Rita: Sempre estou buscando aprimorar e inovar meus produtos, mantendo o alto padrão de qualidade

Metas – Conforme ela observa, seu “espírito” empreendedor não vai deixá-la parar nunca. Não é porque, em suas condições, desde o dia em que começou do zero, conseguiu avançar bastante, que vai parar por aí. “Comecei devagarinho, com as quatro vaquinhas, logo depois já eram oito e fomos melhorando a genética, e hoje eu e o Evandro estamos levando o rebanho para A2A2, produzimos queijos já com inspeção estadual e a próxima meta é conquistar o Selo Arte.”

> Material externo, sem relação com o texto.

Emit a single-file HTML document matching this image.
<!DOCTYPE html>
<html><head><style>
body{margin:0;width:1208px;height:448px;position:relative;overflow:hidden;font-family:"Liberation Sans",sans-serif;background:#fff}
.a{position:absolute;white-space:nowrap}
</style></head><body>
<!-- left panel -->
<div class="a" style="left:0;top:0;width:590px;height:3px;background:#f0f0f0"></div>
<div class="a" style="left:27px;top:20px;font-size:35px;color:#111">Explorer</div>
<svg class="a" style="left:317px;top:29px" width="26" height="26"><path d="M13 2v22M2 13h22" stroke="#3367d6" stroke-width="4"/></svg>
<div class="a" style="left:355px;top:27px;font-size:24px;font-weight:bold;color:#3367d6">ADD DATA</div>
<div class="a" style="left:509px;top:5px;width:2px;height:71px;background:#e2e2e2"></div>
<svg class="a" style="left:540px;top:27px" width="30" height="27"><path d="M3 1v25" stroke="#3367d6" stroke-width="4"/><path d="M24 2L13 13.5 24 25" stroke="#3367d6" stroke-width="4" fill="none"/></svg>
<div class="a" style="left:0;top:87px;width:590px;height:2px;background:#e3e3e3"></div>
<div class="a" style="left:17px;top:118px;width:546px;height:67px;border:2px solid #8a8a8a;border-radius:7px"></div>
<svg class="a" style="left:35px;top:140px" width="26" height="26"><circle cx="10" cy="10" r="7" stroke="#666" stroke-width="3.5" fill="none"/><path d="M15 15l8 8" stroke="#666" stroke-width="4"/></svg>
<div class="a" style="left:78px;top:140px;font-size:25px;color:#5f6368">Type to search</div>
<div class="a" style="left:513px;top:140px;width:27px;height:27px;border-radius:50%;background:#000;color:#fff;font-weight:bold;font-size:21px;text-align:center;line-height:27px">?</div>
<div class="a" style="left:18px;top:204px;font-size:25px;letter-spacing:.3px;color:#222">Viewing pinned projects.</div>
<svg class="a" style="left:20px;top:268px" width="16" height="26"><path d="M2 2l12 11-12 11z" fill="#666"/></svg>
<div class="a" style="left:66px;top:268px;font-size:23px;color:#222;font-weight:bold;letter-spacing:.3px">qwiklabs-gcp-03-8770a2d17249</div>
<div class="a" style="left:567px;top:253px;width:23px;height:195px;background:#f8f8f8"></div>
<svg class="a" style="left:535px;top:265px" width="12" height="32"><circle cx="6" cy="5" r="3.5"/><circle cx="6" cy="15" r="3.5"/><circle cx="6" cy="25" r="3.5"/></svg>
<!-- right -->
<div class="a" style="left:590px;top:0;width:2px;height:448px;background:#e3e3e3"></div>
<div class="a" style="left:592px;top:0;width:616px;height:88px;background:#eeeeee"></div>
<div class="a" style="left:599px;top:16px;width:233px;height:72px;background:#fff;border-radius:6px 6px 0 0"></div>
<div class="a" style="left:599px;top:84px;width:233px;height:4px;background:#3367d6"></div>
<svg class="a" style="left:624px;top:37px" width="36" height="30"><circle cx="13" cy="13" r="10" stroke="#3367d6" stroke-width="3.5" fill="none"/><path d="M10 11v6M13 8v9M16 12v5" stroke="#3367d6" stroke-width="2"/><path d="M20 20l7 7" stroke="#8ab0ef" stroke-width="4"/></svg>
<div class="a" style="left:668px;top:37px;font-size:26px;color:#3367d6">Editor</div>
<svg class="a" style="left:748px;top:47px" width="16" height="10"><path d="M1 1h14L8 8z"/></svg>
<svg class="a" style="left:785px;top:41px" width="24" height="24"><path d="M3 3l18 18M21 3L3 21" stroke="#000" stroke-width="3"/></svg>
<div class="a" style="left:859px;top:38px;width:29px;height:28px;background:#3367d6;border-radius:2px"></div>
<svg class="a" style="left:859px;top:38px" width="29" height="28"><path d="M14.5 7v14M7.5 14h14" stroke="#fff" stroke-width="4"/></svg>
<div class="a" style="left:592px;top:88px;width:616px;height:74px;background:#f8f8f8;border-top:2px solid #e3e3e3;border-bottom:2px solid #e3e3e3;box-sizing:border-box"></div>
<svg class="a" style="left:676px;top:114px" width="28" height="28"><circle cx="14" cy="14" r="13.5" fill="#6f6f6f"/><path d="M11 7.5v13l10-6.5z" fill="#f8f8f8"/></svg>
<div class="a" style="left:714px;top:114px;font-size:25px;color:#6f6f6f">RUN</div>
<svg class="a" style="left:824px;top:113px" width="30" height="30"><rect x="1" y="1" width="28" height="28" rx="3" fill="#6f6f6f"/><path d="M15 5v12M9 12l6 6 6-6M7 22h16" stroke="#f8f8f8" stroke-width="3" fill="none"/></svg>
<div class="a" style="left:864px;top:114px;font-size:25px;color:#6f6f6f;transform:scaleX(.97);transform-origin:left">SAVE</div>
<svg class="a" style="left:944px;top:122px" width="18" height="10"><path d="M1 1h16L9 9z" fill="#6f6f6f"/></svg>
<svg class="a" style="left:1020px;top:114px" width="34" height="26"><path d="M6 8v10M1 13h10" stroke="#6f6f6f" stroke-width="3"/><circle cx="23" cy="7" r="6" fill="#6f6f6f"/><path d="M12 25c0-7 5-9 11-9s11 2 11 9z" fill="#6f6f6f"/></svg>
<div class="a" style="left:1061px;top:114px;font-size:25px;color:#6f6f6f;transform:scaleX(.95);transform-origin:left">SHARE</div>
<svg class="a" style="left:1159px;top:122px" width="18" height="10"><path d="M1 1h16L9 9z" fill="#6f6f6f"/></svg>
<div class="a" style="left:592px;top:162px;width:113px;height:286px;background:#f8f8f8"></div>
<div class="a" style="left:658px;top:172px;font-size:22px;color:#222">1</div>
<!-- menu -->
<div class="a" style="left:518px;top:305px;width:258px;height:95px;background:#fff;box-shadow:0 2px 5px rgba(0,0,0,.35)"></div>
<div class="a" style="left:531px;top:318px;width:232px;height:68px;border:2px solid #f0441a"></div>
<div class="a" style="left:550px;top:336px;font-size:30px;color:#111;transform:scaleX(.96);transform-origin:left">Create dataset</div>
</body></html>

Quanto a aumentar o rebanho e o volume de produção, Rita de Cássia observa que seu problema é a falta de mão de obra. Então, o que procura é melhorar a produtividade vaca/dia, para chegar ao redor dos 200 litros por dia, pois mais que isso não terá condições de tocar sozinha.

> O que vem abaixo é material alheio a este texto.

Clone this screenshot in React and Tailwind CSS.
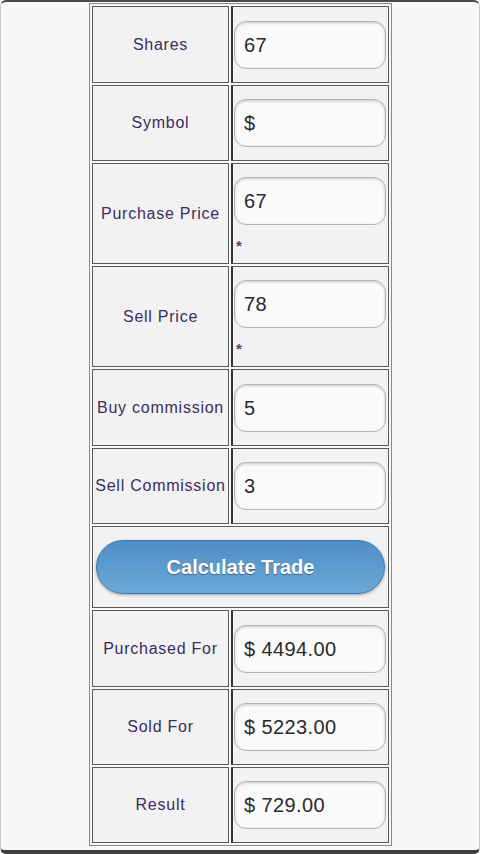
import React from 'react';

const font = { fontFamily: '"Liberation Sans", Arial, sans-serif' };

const Label = ({ children }) => (
  <div className="flex items-center justify-center border border-[#5a5a5a] bg-[#f2f2f2] text-[16px] tracking-[0.75px] text-[#3a2d60] whitespace-nowrap">
    {children}
  </div>
);

const Field = ({ value }) => (
  <div className="h-[48px] w-[152px] rounded-[12px] border border-[#b5b5b5] bg-[#fafafa] shadow-[inset_0_1px_3px_rgba(0,0,0,0.2)] flex items-center pl-[9px] text-[20px] tracking-[0.4px] text-[#2a2a2a]">
    {value}
  </div>
);

const Row = ({ label, value, h, star }) => (
  <div className={`grid grid-cols-[137px_158px] gap-[2px] ${h}`}>
    <Label>{label}</Label>
    <div className={`flex flex-col border border-[#5a5a5a] border-l-2 border-l-[#333] bg-[#f2f2f2] pl-[1px] ${star ? 'justify-start pt-[13px]' : 'justify-center'}`}>
      <Field value={value} />
      {star && <span className="mt-[11px] pl-[2px] text-[15px] leading-[20px] font-bold text-[#4a4a5a]">*</span>}
    </div>
  </div>
);

export default function App() {
  return (
    <div style={font} className="h-[854px] w-[480px] bg-[#f7f7f7] border-t-2 border-t-[#4a4a4a] border-x border-x-[#c8c8c8] border-b-4 border-b-[#3e3e3e] rounded-[6px] pt-[1px] overflow-hidden">
      <div className="ml-[88px] w-[303px] border border-[#8a8a8a] p-[2px] flex flex-col gap-[2px]">
        <Row label="Shares" value="67" h="h-[77px]" />
        <Row label="Symbol" value="$" h="h-[76px]" />
        <Row label="Purchase Price" value="67" h="h-[101px]" star />
        <Row label="Sell Price" value="78" h="h-[101px]" star />
        <Row label="Buy commission" value="5" h="h-[77px]" />
        <Row label="Sell Commission" value="3" h="h-[76px]" />
        <div className="h-[82px] border border-[#5a5a5a] bg-[#f2f2f2] flex items-center px-[3px]">
          <button className="h-[54px] w-full rounded-full border border-[#3a7ab0] bg-gradient-to-b from-[#4f8fc6] to-[#6aa9d7] shadow-[0_1px_3px_rgba(0,0,0,0.35)] text-white font-bold text-[20px] [text-shadow:0_1px_1px_rgba(0,0,0,0.4)]">
            Calculate Trade
          </button>
        </div>
        <Row label="Purchased For" value="$ 4494.00" h="h-[77px]" />
        <Row label="Sold For" value="$ 5223.00" h="h-[76px]" />
        <Row label="Result" value="$ 729.00" h="h-[76px]" />
      </div>
    </div>
  );
}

Algo que merece destaque nessa trajetória é que, desde o início, tiveram um norte, um planejamento para superar os obstáculos e produzir da melhor maneira possível e entregar para o consumidor um produto de alta qualidade. “Assim, agregamos valor à atividade e à propriedade e, felizmente graças ao compromisso com esse trabalho duro, já estamos sendo uma referência no município.”

Os queijos do Sítio Vila Láctea hoje são comercializados em supermercados e mercearias

Está também em suas metas transformar o Sítio Vila Láctea em uma referência em turismo rural pedagógico para as crianças, mostrando para elas qual é a importância de ter boas práticas agropecuárias, explicar a necessidade de termos um leite de qualidade, um produto sob inspeção, e o porquê de adquirir esse tipo de produto inspecionado.

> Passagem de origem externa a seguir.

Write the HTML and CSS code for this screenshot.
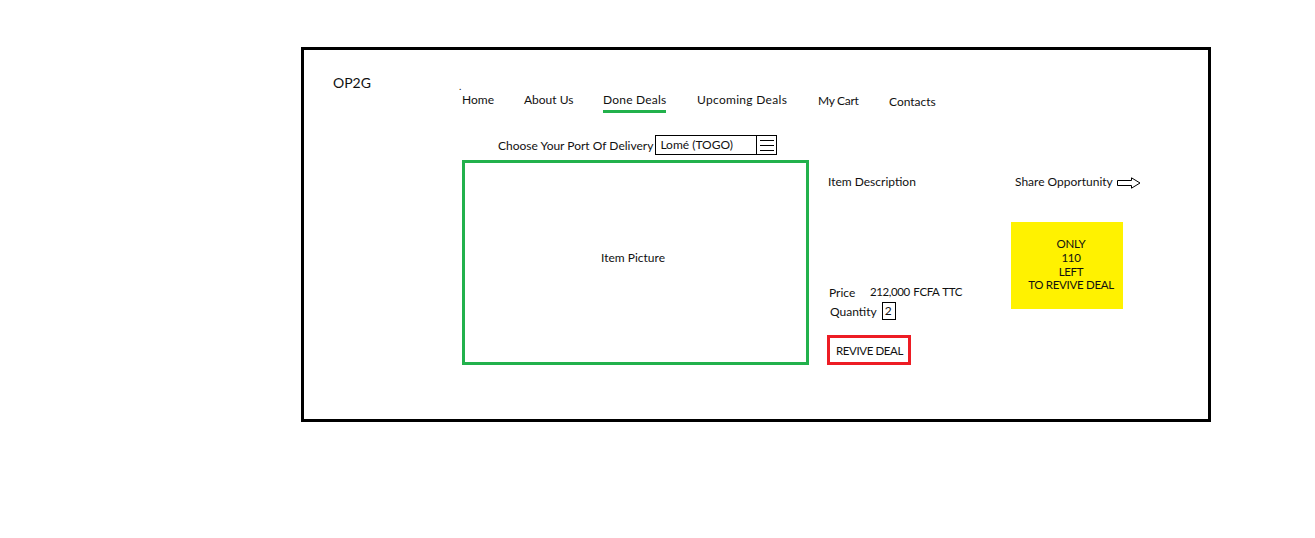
FILE: index.html
```html
<!DOCTYPE html>
<html lang="en">
<head>
<meta charset="utf-8">
<title>OP2G - Done Deals</title>
<link rel="stylesheet" href="styles.css">
</head>
<body>
<div class="frame">
  <header class="top">
    <div class="logo">OP2G</div>
    <nav class="nav">
      <span class="dot">.</span>
      <a class="nav-item w-home"><span class="nav-text">Home</span></a>
      <a class="nav-item w-about"><span class="nav-text">About Us</span></a>
      <a class="nav-item w-done active"><span class="nav-text">Done Deals</span></a>
      <a class="nav-item w-up"><span class="nav-text">Upcoming Deals</span></a>
      <a class="nav-item w-cart low1"><span class="nav-text">My Cart</span></a>
      <a class="nav-item low2"><span class="nav-text">Contacts</span></a>
    </nav>
  </header>

  <div class="port">
    <span class="port-label">Choose Your Port Of Delivery</span>
    <div class="select">
      <span class="select-value">Lomé (TOGO)</span>
      <span class="select-btn">
        <svg width="16" height="14" viewBox="0 0 16 14"><path d="M1 2.5H15M1 7.5H15M1 12.5H15" stroke="#000" stroke-width="1"/></svg>
      </span>
    </div>
  </div>

  <main class="deal">
    <div class="picture">Item Picture</div>
    <div class="info">
      <div class="desc">Item Description</div>
      <div class="buy">
        <div class="price"><span class="price-label">Price</span><span class="price-value">212,000 FCFA TTC</span></div>
        <div class="qty"><span>Quantity</span><span class="qty-box">2</span></div>
        <button class="revive">REVIVE DEAL</button>
      </div>
    </div>
    <aside class="share">
      <div class="share-link">Share Opportunity
        <svg class="arrow" width="24" height="12" viewBox="0 0 24 12"><path d="M0.5 3.5H14.5V0.8L23 6L14.5 11.2V8.5H0.5Z" fill="#fff" stroke="#000" stroke-width="1"/></svg>
      </div>
      <div class="badge">ONLY<br>110<br>LEFT<br>TO REVIVE DEAL</div>
    </aside>
  </main>
</div>
</body>
</html>
```

FILE: styles.css
```css
* { box-sizing: border-box; }
html, body { margin: 0; padding: 0; background: #fff; }
body {
  font-family: Lato, "Open Sans", sans-serif;
  font-size: 12px;
  color: #111;
}
.frame {
  margin: 47px 0 0 301px;
  width: 910px;
  height: 375px;
  border: 3px solid #000;
  padding: 0 0 0 29px;
}
.top {
  display: flex;
  align-items: flex-start;
}
.logo {
  width: 129px;
  margin-top: 24px;
  font-size: 14px;
  line-height: 17px;
}
.nav {
  display: flex;
  margin-top: 42px;
  position: relative;
  line-height: 15px;
}
.dot {
  position: absolute;
  left: -3px;
  top: -13px;
  font-size: 10px;
}
.nav-item { display: block; }
.w-home { width: 62px; }
.w-about { width: 79px; }
.w-done { width: 94px; }
.w-up { width: 121px; }
.w-cart { width: 71px; }
.nav-text {
  display: inline-block;
  padding-bottom: 3px;
  border-bottom: 3px solid transparent;
}
.active .nav-text { border-bottom-color: #22b14c; letter-spacing: 0.2px; }
.w-up .nav-text { letter-spacing: 0.3px; }
.w-cart .nav-text { letter-spacing: -0.3px; }
.low1 { margin-top: 1px; }
.low2 { margin-top: 2px; }

.port {
  display: flex;
  align-items: center;
  margin: 20px 0 0 165px;
  height: 20px;
}
.port-label { margin-right: 2px; }
.select {
  display: flex;
  width: 122px;
  height: 20px;
  border: 1px solid #000;
}
.select-value {
  flex: 1;
  padding-left: 4px;
  line-height: 18px;
  border-right: 1px solid #000;
}
.select-btn {
  width: 19px;
  display: flex;
  align-items: center;
  justify-content: center;
}

.deal {
  display: flex;
  align-items: flex-start;
  margin: 5px 0 0 129px;
}
.picture {
  flex: none;
  width: 347px;
  height: 205px;
  border: 3px solid #22b14c;
  display: flex;
  align-items: center;
  justify-content: center;
  padding-right: 5px;
  padding-bottom: 10px;
}
.info {
  width: 187px;
  height: 205px;
  margin-left: 19px;
  display: flex;
  flex-direction: column;
  justify-content: space-between;
  padding-top: 14px;
}
.buy { display: flex; flex-direction: column; align-items: flex-start; }
.price { display: flex; margin-left: 1px; }
.price-label { width: 41px; }
.price-value { font-size: 11.5px; letter-spacing: -0.4px; word-spacing: 1px; }
.qty { display: flex; align-items: center; margin: 2px 0 0 2px; }
.qty-box {
  margin-left: 5px;
  width: 14px;
  height: 18px;
  border: 1px solid #000;
  padding-left: 2px;
  line-height: 16px;
}
.revive {
  margin-top: 15px;
  margin-left: -1px;
  width: 84px;
  height: 30px;
  border: 3px solid #ed1c24;
  background: #fff;
  font-family: inherit;
  font-size: 11.5px;
  color: #111;
  padding: 0 0 0 6px;
  text-align: left;
  white-space: nowrap;
  letter-spacing: -0.4px;
}
.share {
  display: flex;
  flex-direction: column;
  align-items: flex-start;
  padding-top: 14px;
}
.share-link {
  display: flex;
  align-items: center;
  gap: 4px;
}
.arrow { margin-top: 2px; }
.badge {
  margin: 33px 0 0 -4px;
  width: 112px;
  height: 87px;
  background: #fff200;
  display: flex;
  align-items: center;
  justify-content: center;
  text-align: center;
  line-height: 13.7px;
  font-size: 11.5px;
  letter-spacing: -0.3px;
  padding: 0 0 2px 8px;
}
```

“Muitas vezes, converso com alguns produtores que acham uma frescura fazer o pré e pós-dipping, ter toda aquela higiene, pois têm aquele pensamento antigo de tirador de leite. Porém, as coisas mudaram. Por isso, bato muito em cima dessa tecla, tento passar todo o meu conhecimento adiante, já que não importa se o laticínio paga mal, pois são as pessoas que vão consumir essa matéria-prima e pagam por isso, logo precisam ter um produto de qualidade”, arremata Rita de Cássia.